# Start of Material provided
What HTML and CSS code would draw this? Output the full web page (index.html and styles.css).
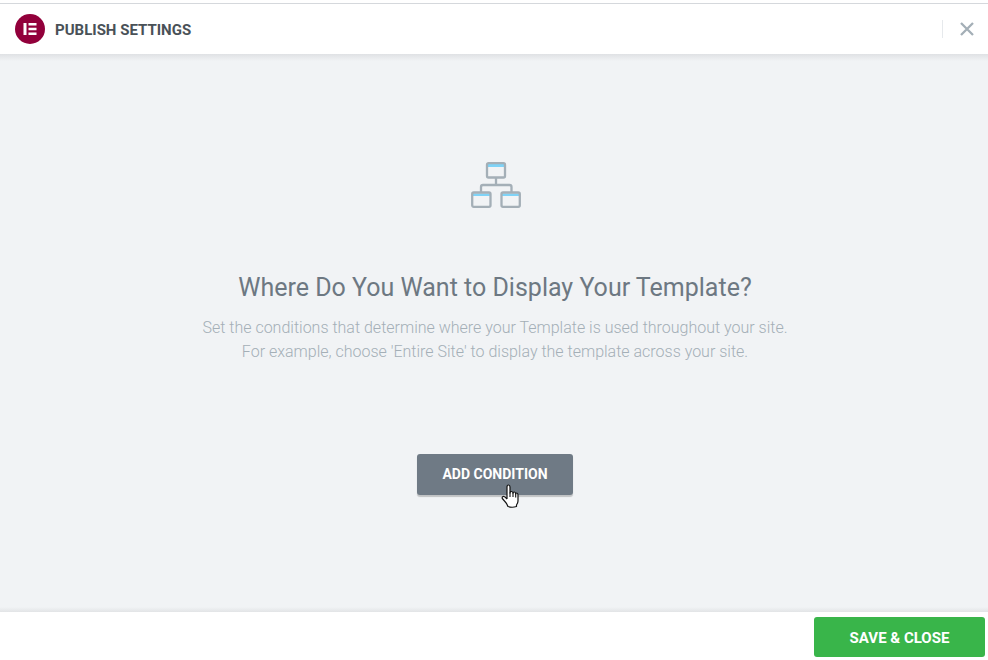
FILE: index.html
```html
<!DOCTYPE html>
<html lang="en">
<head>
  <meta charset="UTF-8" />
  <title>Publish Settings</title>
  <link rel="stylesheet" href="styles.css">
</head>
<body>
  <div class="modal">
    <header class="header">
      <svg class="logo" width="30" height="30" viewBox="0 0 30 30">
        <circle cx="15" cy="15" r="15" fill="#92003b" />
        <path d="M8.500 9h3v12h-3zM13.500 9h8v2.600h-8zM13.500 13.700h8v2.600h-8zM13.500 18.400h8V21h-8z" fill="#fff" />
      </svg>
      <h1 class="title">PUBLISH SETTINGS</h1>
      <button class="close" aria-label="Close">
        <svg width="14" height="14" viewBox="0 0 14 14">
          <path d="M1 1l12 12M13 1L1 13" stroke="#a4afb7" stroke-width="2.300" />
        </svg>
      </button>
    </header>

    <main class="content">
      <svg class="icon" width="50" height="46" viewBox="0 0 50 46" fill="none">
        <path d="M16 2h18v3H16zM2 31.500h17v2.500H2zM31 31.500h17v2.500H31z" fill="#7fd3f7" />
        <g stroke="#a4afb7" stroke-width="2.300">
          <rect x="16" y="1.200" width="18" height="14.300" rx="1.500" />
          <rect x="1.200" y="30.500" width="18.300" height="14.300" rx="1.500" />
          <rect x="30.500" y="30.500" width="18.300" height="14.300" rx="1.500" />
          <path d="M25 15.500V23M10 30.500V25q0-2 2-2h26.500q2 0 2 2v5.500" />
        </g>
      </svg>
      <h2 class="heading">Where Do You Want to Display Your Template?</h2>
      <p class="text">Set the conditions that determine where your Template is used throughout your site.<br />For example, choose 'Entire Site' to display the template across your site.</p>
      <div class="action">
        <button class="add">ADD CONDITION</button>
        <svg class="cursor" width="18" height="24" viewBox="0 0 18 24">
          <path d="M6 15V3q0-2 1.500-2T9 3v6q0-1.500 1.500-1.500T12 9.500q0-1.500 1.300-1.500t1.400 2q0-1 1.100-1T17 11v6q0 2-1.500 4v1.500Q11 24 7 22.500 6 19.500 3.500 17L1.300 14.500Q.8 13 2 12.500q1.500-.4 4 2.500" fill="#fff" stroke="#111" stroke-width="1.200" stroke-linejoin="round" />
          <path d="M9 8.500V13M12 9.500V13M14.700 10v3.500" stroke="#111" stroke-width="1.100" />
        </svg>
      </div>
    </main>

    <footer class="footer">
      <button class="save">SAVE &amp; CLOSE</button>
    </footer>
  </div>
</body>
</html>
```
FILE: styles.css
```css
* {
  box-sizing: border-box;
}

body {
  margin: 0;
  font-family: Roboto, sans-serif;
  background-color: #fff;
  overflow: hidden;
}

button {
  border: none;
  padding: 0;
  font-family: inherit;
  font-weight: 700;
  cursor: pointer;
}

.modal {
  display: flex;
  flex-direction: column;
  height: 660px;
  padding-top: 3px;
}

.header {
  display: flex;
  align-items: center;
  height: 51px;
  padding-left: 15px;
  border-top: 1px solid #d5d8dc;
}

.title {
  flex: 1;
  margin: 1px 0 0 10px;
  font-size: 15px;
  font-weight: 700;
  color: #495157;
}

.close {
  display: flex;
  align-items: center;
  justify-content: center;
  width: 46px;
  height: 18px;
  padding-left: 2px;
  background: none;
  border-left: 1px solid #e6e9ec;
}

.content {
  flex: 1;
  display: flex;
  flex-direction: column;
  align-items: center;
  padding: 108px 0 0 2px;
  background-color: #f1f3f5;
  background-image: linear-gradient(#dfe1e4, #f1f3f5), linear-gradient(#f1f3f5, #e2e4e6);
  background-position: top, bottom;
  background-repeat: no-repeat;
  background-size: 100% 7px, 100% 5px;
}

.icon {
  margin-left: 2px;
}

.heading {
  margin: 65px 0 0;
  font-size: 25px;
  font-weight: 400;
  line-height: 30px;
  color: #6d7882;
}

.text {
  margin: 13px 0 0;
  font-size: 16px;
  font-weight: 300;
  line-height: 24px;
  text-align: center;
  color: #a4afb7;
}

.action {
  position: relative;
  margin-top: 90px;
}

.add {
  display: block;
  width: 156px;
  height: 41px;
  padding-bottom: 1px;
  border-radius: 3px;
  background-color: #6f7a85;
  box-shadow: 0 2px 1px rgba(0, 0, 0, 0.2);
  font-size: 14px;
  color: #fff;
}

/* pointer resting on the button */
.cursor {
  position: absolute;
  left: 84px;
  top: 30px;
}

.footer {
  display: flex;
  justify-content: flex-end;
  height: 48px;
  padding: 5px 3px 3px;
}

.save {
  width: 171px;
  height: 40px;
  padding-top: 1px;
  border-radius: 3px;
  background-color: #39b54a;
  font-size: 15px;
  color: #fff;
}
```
# End of Material provided
▶ _Work to do_
Report each line of the material above where the word "index" appears.

▶ _Response for this exercise_
What HTML and CSS code would draw this? Output the full web page (index.html and styles.css).
FILE: index.html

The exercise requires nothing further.